Les personnages qui composent l’Assemblée ne sont pas immédiatement assimilés à des figures importantes de la Révolution (Robespierre, Lafayette…). Si les idées sont présentes, elles sont cependant énoncées par des anonymes. Les héros de la Révolution sont les citoyens, pour la plupart issus du tiers-état et comptant à leur côté quelques membres de la noblesse et du clergé. D’une façon tout à fait originale, ces personnages parviennent, de plus, à nous rappeler quelques politiciens bien connus (Nadine Morano, Christiane Taubira, Jean-Luc Mélanchon…), par leur physique, comme par leur comportement. Des rapprochements qui nous donnent à penser la politique actuelle, sa fonction première… Nous nous interrogeons sur la représentativité politique, quand la pièce nous rappelle la véritable fracture qui sépare le peuple de l’Assemblée. Assemblée Nationale dont l’objectif premier est de représenter ses concitoyens et qui pourtant, bien rapidement se tourne vers des intérêts purement égoïstes. L’écho avec le présent est flagrant quand, aujourd’hui, une majorité de citoyens ne se sent plus représentée par ses dirigeants.

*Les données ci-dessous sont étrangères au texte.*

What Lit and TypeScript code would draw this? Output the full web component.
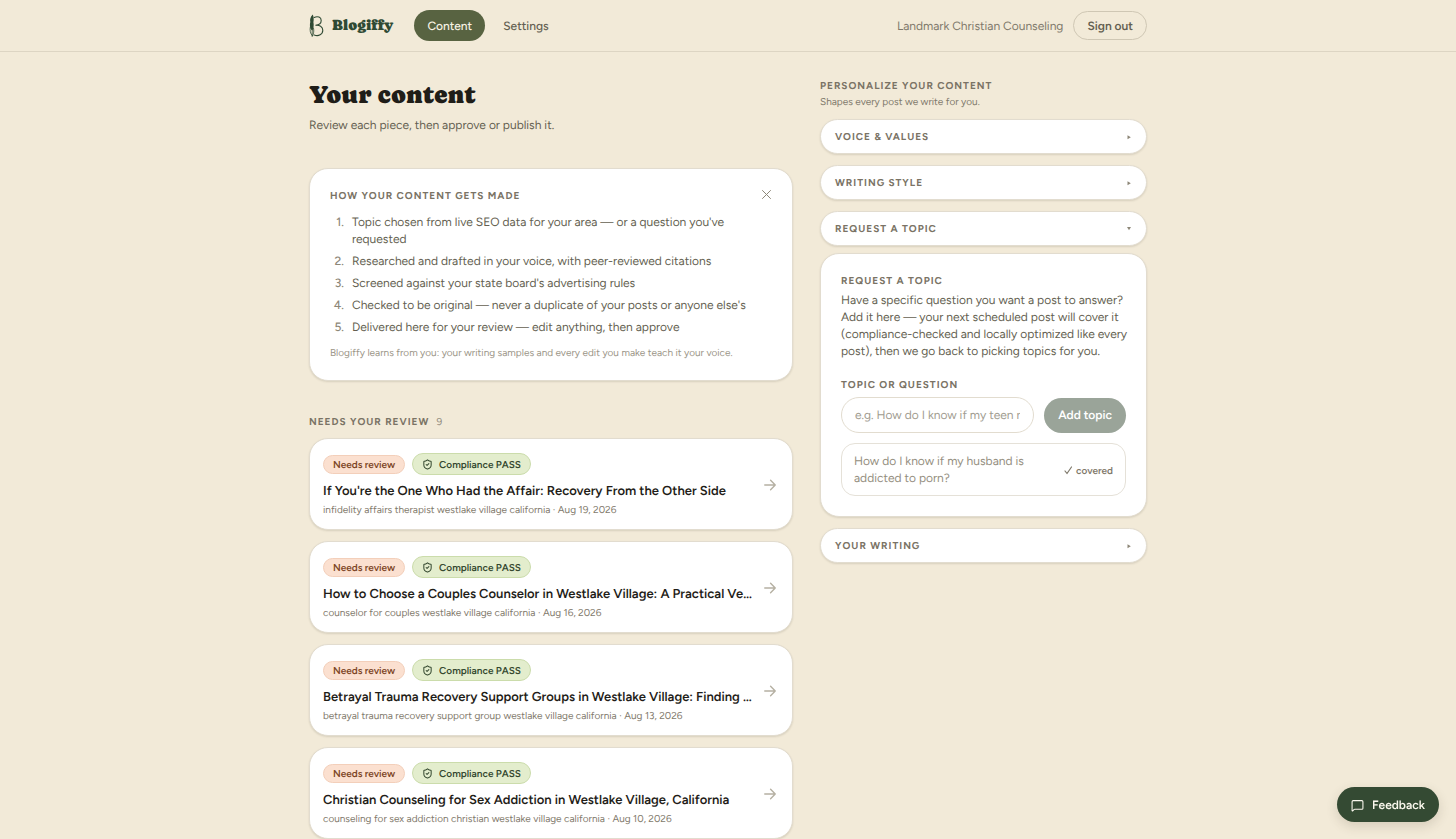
import { LitElement, html, css, svg } from "lit";
import { customElement, property, state } from "lit/decorators.js";

interface Post {
  title: string;
  keyword: string;
  date: string;
}

const POSTS: Post[] = [
  {
    title: "If You're the One Who Had the Affair: Recovery From the Other Side",
    keyword: "infidelity affairs therapist westlake village california",
    date: "Aug 19, 2026",
  },
  {
    title: "How to Choose a Couples Counselor in Westlake Village: A Practical Ve…",
    keyword: "counselor for couples westlake village california",
    date: "Aug 16, 2026",
  },
  {
    title: "Betrayal Trauma Recovery Support Groups in Westlake Village: Finding …",
    keyword: "betrayal trauma recovery support group westlake village california",
    date: "Aug 13, 2026",
  },
  {
    title: "Christian Counseling for Sex Addiction in Westlake Village, California",
    keyword: "counseling for sex addiction christian westlake village california",
    date: "Aug 10, 2026",
  },
];

const STEPS = [
  "Topic chosen from live SEO data for your area — or a question you've requested",
  "Researched and drafted in your voice, with peer-reviewed citations",
  "Screened against your state board's advertising rules",
  "Checked to be original — never a duplicate of your posts or anyone else's",
  "Delivered here for your review — edit anything, then approve",
];

const base = css`
  * {
    box-sizing: border-box;
  }
  h1,
  h2,
  h3,
  p,
  ol,
  ul {
    margin: 0;
    padding: 0;
  }
  ol,
  ul {
    list-style: none;
  }
  button,
  input {
    font: inherit;
    color: inherit;
    margin: 0;
    text-rendering: inherit;
  }
  button {
    cursor: pointer;
  }
  a {
    color: inherit;
    text-decoration: none;
  }
  svg {
    display: block;
    flex: none;
  }
  .eyebrow {
    font-size: 10px;
    line-height: 13px;
    font-weight: 700;
    letter-spacing: 1px;
    text-transform: uppercase;
    color: #7a7365;
  }
  .surface {
    background: #fff;
    border: 1px solid #e2dccf;
    box-shadow: 0 1px 2px rgba(60, 50, 30, 0.14);
  }
`;

@customElement("post-card")
class PostCard extends LitElement {
  @property({ attribute: false }) post!: Post;

  static styles = [
    base,
    css`
      :host {
        display: block;
      }
      .card {
        display: flex;
        align-items: center;
        gap: 8px;
        padding: 14px 15px 12px 13px;
        border-radius: 19px;
      }
      .body {
        flex: 1;
        min-width: 0;
      }
      .badges {
        display: flex;
        align-items: center;
        gap: 7px;
        margin-bottom: 7px;
        font-size: 10px;
        font-weight: 600;
      }
      .badge {
        display: flex;
        align-items: center;
        gap: 6px;
        padding: 0 9px;
        border: 1px solid;
        border-radius: 11px;
      }
      .review {
        height: 19px;
        background: #fbe0d0;
        border-color: #f3cfba;
        color: #7d4526;
      }
      .pass {
        height: 22px;
        background: #e3edcd;
        border-color: #cbdcab;
        color: #34482f;
      }
      .title {
        font-size: 13px;
        line-height: 20px;
        font-weight: 600;
        color: #1f1d18;
        white-space: nowrap;
        overflow: hidden;
        text-overflow: ellipsis;
      }
      .meta {
        font-size: 10px;
        line-height: 15px;
        color: #7f796b;
      }
    `,
  ];

  render() {
    return html`
      <a class="card surface" href="#">
        <div class="body">
          <div class="badges">
            <span class="badge review">Needs review</span>
            <span class="badge pass">
              <svg width="11" height="11" viewBox="0 0 24 24" fill="none" stroke="currentColor" stroke-width="2.2" stroke-linecap="round" stroke-linejoin="round" aria-hidden="true">
                <path d="M20 13c0 5-3.500 7.500-7.660 8.950a1 1 0 0 1-.67-.01C7.500 20.500 4 18 4 13V6a1 1 0 0 1 1-1c2 0 4.500-1.200 6.240-2.720a1.170 1.170 0 0 1 1.520 0C14.510 3.810 17 5 19 5a1 1 0 0 1 1 1z" />
                <path d="m9 12 2 2 4-4" />
              </svg>
              Compliance PASS
            </span>
          </div>
          <h3 class="title">${this.post.title}</h3>
          <p class="meta">${this.post.keyword} · ${this.post.date}</p>
        </div>
        <svg width="14" height="14" viewBox="0 0 24 24" fill="none" stroke="#b5b0a2" stroke-width="2.4" stroke-linecap="round" stroke-linejoin="round" aria-hidden="true">
          <path d="M3 12h18M13 4l8 8-8 8" />
        </svg>
      </a>
    `;
  }
}

@customElement("app-root")
class AppRoot extends LitElement {
  @state() private open = "Request a topic";
  @state() private showGuide = true;

  static styles = [
    base,
    css`
      :host {
        display: block;
        min-height: 100vh;
        background: #f2ead8;
        color: #645f51;
        font-family: Figtree, Inter, sans-serif;
        font-size: 12px;
        line-height: 17px;
        text-rendering: geometricPrecision;
      }
      .topbar {
        border-bottom: 1px solid #ddd5c3;
      }
      .bar,
      .page {
        max-width: 880px;
        margin: 0 auto;
        padding: 0 21px;
      }
      .bar {
        display: flex;
        align-items: center;
        height: 51px;
      }
      .brand {
        display: flex;
        align-items: center;
        gap: 8px;
        margin-right: 21px;
        font-family: Caprasimo, Fraunces, "DejaVu Serif", serif;
        font-size: 15px;
        font-weight: 400;
        color: #2f4a34;
      }
      .nav {
        display: flex;
        flex: 1;
        gap: 5px;
        font-weight: 500;
      }
      .nav a {
        padding: 8px 13px 6px;
        border-radius: 16px;
      }
      .nav .current {
        background: #586341;
        color: #f7f2e4;
      }
      .account {
        margin-right: 10px;
        padding-top: 1px;
        color: #7f796b;
      }
      .signout {
        height: 29px;
        padding: 1px 13px 0;
        border: 1px solid #cfc7b4;
        border-radius: 15px;
        background: none;
        font-weight: 600;
      }
      .page {
        display: grid;
        grid-template-columns: minmax(0, 1fr) 327px;
        gap: 27px;
        align-items: start;
        padding-top: 27px;
      }
      .headline {
        font-family: Caprasimo, Fraunces, "DejaVu Serif", serif;
        font-size: 25px;
        line-height: 32px;
        font-weight: 400;
        color: #1f1d18;
      }
      .lede {
        margin-top: 6px;
        margin-bottom: 34px;
      }
      .guide {
        padding: 20px;
        border-radius: 19px;
        margin-bottom: 34px;
      }
      .guidehead {
        display: flex;
        justify-content: space-between;
        height: 13px;
        margin-bottom: 12px;
      }
      .close {
        display: flex;
        align-items: center;
        justify-content: center;
        width: 11px;
        height: 11px;
        padding: 0;
        border: 0;
        background: none;
        color: #8d8778;
      }
      .steps {
        display: grid;
        gap: 5px;
      }
      .steps li {
        display: grid;
        grid-template-columns: 14px 1fr;
        gap: 8px;
      }
      .num {
        text-align: right;
        font-weight: 500;
        color: #8d8778;
      }
      .note {
        margin-top: 9px;
        font-size: 10px;
        line-height: 15px;
        color: #9b9587;
      }
      .listhead {
        display: flex;
        gap: 7px;
        margin-bottom: 10px;
      }
      .count {
        font-weight: 400;
        color: #8d8778;
      }
      .posts {
        display: grid;
        grid-template-columns: minmax(0, 1fr);
        gap: 11px;
      }
      .hint {
        padding-top: 1px;
        margin-bottom: 9px;
        font-size: 10px;
        line-height: 17px;
        color: #7f796b;
      }
      .groups {
        display: grid;
        gap: 11px;
      }
      .toggle {
        display: flex;
        align-items: center;
        justify-content: space-between;
        width: 100%;
        height: 35px;
        padding: 0 14px;
        border-radius: 18px;
      }
      .panel {
        margin-top: 7px;
        padding: 20px;
        border-radius: 19px;
      }
      .copy {
        margin: 5px -4px 18px 0;
      }
      .label {
        display: block;
        margin-bottom: 6px;
      }
      .entry {
        display: flex;
        align-items: flex-end;
        gap: 10px;
        margin-bottom: 10px;
      }
      .field {
        flex: 1;
        min-width: 0;
        height: 36px;
        padding: 0 13px;
        border: 1px solid #e2dccf;
        border-radius: 18px;
        background: #fff;
      }
      .field::placeholder {
        color: #a19c90;
        opacity: 1;
      }
      .add {
        height: 35px;
        padding: 0 14px;
        border: 0;
        border-radius: 18px;
        background: #9aa499;
        color: #fff;
        font-weight: 600;
      }
      .asked {
        display: flex;
        align-items: center;
        gap: 24px;
        padding: 9px 12px 8px;
        border: 1px solid #e5e1d8;
        border-radius: 14px;
        color: #948e80;
      }
      .asked p {
        flex: 1;
      }
      .covered {
        display: flex;
        align-items: center;
        gap: 3px;
        font-size: 10px;
        font-weight: 600;
        color: #7f796b;
      }
      .feedback {
        position: fixed;
        right: 17px;
        bottom: 17px;
        display: flex;
        align-items: center;
        gap: 8px;
        height: 35px;
        padding: 1px 14px 0;
        border: 0;
        border-radius: 18px;
        background: #344a33;
        color: #fbf8ee;
        font-weight: 600;
        box-shadow: 0 4px 12px rgba(60, 50, 30, 0.16);
      }
    `,
  ];

  private toggle(name: string) {
    this.open = this.open === name ? "" : name;
  }

  private group(name: string, body: unknown = "") {
    const expanded = this.open === name;
    return html`
      <section>
        <button class="toggle surface eyebrow" aria-expanded=${expanded} @click=${() => this.toggle(name)}>
          ${name}
          <svg width="6" height="6" viewBox="0 0 6 6" fill="#8d8778" aria-hidden="true">
            ${expanded ? svg`<path d="M1 1h4L3 4.300z" />` : svg`<path d="M1.500 1.200v4L4.800 3.200z" />`}
          </svg>
        </button>
        ${expanded ? body : ""}
      </section>
    `;
  }

  private topicPanel() {
    return html`
      <div class="panel surface">
        <h3 class="eyebrow">Request a topic</h3>
        <p class="copy">
          Have a specific question you want a post to answer? Add it here — your next scheduled post will cover it
          (compliance-checked and locally optimized like every post), then we go back to picking topics for you.
        </p>
        <label class="label eyebrow" for="topic">Topic or question</label>
        <div class="entry">
          <input class="field" id="topic" type="text" placeholder="e.g. How do I know if my teen needs counseling?" />
          <button class="add" disabled>Add topic</button>
        </div>
        <div class="asked">
          <p>How do I know if my husband is addicted to porn?</p>
          <span class="covered">
            <svg width="9" height="9" viewBox="0 0 9 9" fill="none" stroke="currentColor" stroke-width="1.200" stroke-linecap="round" stroke-linejoin="round" aria-hidden="true">
              <path d="M1 5 3 7.500 7.500 1" />
            </svg>
            covered
          </span>
        </div>
      </div>
    `;
  }

  render() {
    return html`
      <header class="topbar">
        <div class="bar">
          <a class="brand" href="#">
            <svg width="15" height="24" viewBox="0 0 15 24" fill="none" stroke="#2f4a34" stroke-linecap="round" aria-hidden="true">
              <path d="M3.800.500C1.400 2.800.7 5.500 1.300 8 .6 10.500.8 13 2 15.500l1.500 1c1.200-2.800 1.500-5.500.9-8.200C5 5.500 4.700 2.800 3.800.500z" fill="#2f4a34" stroke="none" />
              <path d="M1.300 13c-.6 3.500 0 6.500 2.200 9 1.300-2.500 1.600-5 1-8M3.200 12v10.500" stroke-width=".8" />
              <path d="M5.200 3.400C8.700 1.800 12.200 3.200 12.200 6.500c0 2.800-2.700 4.500-5.700 4.900 4-.5 7.300 1.300 7.300 4.900 0 4-4.200 6.400-8.600 4.700" stroke-width="1.100" />
            </svg>
            Blogiffy
          </a>
          <nav class="nav">
            <a class="current" href="#" aria-current="page">Content</a>
            <a href="#">Settings</a>
          </nav>
          <span class="account">Landmark Christian Counseling</span>
          <button class="signout">Sign out</button>
        </div>
      </header>
      <main class="page">
        <div>
          <h1 class="headline">Your content</h1>
          <p class="lede">Review each piece, then approve or publish it.</p>
          ${this.showGuide
            ? html`
                <section class="guide surface">
                  <div class="guidehead">
                    <h2 class="eyebrow">How your content gets made</h2>
                    <button class="close" aria-label="Dismiss" @click=${() => (this.showGuide = false)}>
                      <svg width="9" height="9" viewBox="0 0 9 9" fill="none" stroke="currentColor" stroke-linecap="round" aria-hidden="true">
                        <path d="m.5.500 8 8M8.500.500l-8 8" />
                      </svg>
                    </button>
                  </div>
                  <ol class="steps">
                    ${STEPS.map((step, i) => html`<li><span class="num">${i + 1}.</span><span>${step}</span></li>`)}
                  </ol>
                  <p class="note">Blogiffy learns from you: your writing samples and every edit you make teach it your voice.</p>
                </section>
              `
            : ""}
          <section>
            <div class="listhead eyebrow">
              <h2 class="eyebrow">Needs your review</h2>
              <span class="count">9</span>
            </div>
            <div class="posts">${POSTS.map((post) => html`<post-card .post=${post}></post-card>`)}</div>
          </section>
        </div>
        <aside>
          <h2 class="eyebrow">Personalize your content</h2>
          <p class="hint">Shapes every post we write for you.</p>
          <div class="groups">
            ${this.group("Voice & values")} ${this.group("Writing style")}
            ${this.group("Request a topic", this.topicPanel())} ${this.group("Your writing")}
          </div>
        </aside>
      </main>
      <button class="feedback">
        <svg width="13" height="13" viewBox="0 0 24 24" fill="none" stroke="currentColor" stroke-width="2" stroke-linecap="round" stroke-linejoin="round" aria-hidden="true">
          <path d="M22 17a2 2 0 0 1-2 2H6.800a2 2 0 0 0-1.400.6l-2.200 2.200A.7.7 0 0 1 2 21.300V5a2 2 0 0 1 2-2h16a2 2 0 0 1 2 2z" />
        </svg>
        Feedback
      </button>
    `;
  }
}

source : tnp-villeurbanne.com@Elizabeth Carecchio

Mais le spectacle n’est pas que politique, et il est important de souligner sa dimension philosophique. Celle-ci apparaît notamment par la question de la manipulation de la parole dans un discours, de la nécessité de se battre pour ses idées, et à quel prix. Pommerat ne prétend pas tenir un discours sur le contexte politique actuel dans son spectacle, mais chaque spectateur, par son expérience propre, construit sa réflexion, et remet alors peut être en cause ce qu’il croyait jusqu’à présent être juste.

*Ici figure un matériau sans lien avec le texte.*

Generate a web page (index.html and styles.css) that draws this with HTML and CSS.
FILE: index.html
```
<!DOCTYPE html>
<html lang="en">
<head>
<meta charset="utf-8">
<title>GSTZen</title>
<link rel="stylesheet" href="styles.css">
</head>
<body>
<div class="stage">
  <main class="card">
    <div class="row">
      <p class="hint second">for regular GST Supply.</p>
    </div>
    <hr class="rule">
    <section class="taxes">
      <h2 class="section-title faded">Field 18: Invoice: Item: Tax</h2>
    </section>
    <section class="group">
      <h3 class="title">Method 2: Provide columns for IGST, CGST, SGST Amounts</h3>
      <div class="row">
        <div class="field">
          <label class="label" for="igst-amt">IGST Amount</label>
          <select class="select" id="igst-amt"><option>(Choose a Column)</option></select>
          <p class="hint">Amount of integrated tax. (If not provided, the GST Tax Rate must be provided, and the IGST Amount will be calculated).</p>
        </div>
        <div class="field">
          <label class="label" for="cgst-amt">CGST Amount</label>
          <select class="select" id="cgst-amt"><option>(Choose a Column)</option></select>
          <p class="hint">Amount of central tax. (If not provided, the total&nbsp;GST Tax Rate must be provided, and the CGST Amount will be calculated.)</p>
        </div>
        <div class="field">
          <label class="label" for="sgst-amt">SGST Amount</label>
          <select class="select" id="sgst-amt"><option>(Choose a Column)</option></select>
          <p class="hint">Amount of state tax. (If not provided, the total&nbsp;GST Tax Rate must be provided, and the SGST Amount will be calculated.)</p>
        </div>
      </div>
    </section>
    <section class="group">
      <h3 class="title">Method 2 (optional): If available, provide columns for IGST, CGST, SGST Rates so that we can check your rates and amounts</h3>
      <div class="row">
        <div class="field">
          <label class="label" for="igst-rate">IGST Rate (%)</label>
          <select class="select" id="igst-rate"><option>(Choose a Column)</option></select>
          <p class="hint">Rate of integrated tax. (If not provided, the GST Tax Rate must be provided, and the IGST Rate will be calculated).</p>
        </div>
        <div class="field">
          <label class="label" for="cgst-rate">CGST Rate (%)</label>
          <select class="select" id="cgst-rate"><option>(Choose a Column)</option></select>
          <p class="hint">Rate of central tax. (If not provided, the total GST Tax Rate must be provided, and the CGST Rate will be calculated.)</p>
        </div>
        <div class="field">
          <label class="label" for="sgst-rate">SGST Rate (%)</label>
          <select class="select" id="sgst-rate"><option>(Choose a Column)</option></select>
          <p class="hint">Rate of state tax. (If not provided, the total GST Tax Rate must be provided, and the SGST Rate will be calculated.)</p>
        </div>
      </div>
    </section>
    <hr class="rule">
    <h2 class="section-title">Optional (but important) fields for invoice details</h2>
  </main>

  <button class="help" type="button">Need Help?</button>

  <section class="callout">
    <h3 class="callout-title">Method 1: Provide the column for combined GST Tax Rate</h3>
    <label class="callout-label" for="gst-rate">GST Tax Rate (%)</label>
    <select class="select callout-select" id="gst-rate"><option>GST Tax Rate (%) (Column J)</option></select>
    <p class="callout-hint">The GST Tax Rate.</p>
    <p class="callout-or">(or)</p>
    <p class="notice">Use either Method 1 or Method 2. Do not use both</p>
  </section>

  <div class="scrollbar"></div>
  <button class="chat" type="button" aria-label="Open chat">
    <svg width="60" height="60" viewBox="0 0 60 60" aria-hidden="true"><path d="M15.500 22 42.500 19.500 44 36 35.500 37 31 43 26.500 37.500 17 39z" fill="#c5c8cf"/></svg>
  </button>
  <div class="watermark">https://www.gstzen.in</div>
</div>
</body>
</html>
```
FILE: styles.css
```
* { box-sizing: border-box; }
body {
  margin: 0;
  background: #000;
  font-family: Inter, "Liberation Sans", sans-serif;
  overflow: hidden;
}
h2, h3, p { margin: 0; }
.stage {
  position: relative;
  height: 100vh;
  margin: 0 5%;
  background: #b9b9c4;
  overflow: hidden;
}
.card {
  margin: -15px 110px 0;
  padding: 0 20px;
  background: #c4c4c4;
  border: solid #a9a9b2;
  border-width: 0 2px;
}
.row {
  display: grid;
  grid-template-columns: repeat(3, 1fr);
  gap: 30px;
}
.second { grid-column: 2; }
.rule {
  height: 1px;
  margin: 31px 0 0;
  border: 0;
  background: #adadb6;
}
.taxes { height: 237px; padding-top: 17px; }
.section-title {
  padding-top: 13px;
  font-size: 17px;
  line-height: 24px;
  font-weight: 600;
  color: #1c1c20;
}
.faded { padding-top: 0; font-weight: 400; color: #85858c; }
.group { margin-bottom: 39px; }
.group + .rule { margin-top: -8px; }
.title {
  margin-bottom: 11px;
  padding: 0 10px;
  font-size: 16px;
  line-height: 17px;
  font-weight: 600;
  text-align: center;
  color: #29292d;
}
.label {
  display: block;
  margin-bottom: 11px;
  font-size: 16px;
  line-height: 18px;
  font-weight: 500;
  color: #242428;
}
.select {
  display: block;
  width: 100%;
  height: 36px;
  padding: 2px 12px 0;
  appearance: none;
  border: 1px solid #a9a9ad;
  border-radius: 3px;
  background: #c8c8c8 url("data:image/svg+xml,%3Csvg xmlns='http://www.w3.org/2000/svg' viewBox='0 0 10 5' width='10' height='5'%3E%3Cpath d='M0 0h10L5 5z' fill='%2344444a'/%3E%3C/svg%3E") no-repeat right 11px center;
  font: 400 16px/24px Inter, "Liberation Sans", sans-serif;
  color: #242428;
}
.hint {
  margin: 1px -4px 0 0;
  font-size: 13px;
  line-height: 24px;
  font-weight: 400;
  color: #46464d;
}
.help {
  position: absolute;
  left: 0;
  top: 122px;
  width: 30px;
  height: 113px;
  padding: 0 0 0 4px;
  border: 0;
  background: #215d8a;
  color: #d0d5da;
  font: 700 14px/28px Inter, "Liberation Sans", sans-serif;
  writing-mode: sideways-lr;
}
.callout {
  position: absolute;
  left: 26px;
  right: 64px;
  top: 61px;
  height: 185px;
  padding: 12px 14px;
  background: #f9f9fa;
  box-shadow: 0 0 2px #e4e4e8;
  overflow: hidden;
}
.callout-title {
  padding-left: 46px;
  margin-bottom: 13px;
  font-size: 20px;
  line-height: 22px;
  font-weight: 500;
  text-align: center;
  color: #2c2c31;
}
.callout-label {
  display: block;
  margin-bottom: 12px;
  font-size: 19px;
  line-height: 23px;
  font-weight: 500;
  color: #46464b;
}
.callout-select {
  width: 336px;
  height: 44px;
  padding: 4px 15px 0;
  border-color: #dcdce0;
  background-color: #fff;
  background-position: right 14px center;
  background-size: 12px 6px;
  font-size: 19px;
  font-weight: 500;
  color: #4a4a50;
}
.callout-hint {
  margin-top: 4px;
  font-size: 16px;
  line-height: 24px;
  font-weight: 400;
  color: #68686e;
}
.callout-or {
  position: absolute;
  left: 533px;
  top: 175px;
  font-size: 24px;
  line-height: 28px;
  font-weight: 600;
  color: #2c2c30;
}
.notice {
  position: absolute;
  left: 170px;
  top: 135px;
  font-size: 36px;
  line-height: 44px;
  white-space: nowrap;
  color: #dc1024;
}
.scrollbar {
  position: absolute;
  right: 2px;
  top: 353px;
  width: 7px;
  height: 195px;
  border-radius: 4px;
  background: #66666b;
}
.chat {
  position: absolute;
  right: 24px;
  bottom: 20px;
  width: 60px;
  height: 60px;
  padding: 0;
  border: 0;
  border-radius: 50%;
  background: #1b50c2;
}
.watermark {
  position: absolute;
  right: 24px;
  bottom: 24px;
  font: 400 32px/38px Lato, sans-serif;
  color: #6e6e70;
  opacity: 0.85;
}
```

Un roi qui n’est pas diabolisé, une Assemblée Nationale constituée d’anonymes et qui, si rapidement, est incapable de représenter le peuple dans son entier. C’est là le message de Pommerat, par la figuration de ces hommes et ces femmes qui se battent, quitte à franchir les limites qui leur ont toujours été imposées. Ces personnages prêts à se battre pour la liberté, pour le changement et qui pourtant sont ceux qui rapidement délaisseront leurs idéaux. Le spectacle, à peine le rideau levé, produit une tension chez les spectateurs. Ceux- ci sont invités à réfléchir, donner leur avis et même parfois à applaudir presque malgré eux à certains discours, et même à voter.

Pommerat ne fait pas que retracer l’histoire de la Révolution française, il sème une petite graine de révolutionnaire dans chacun des spectateurs.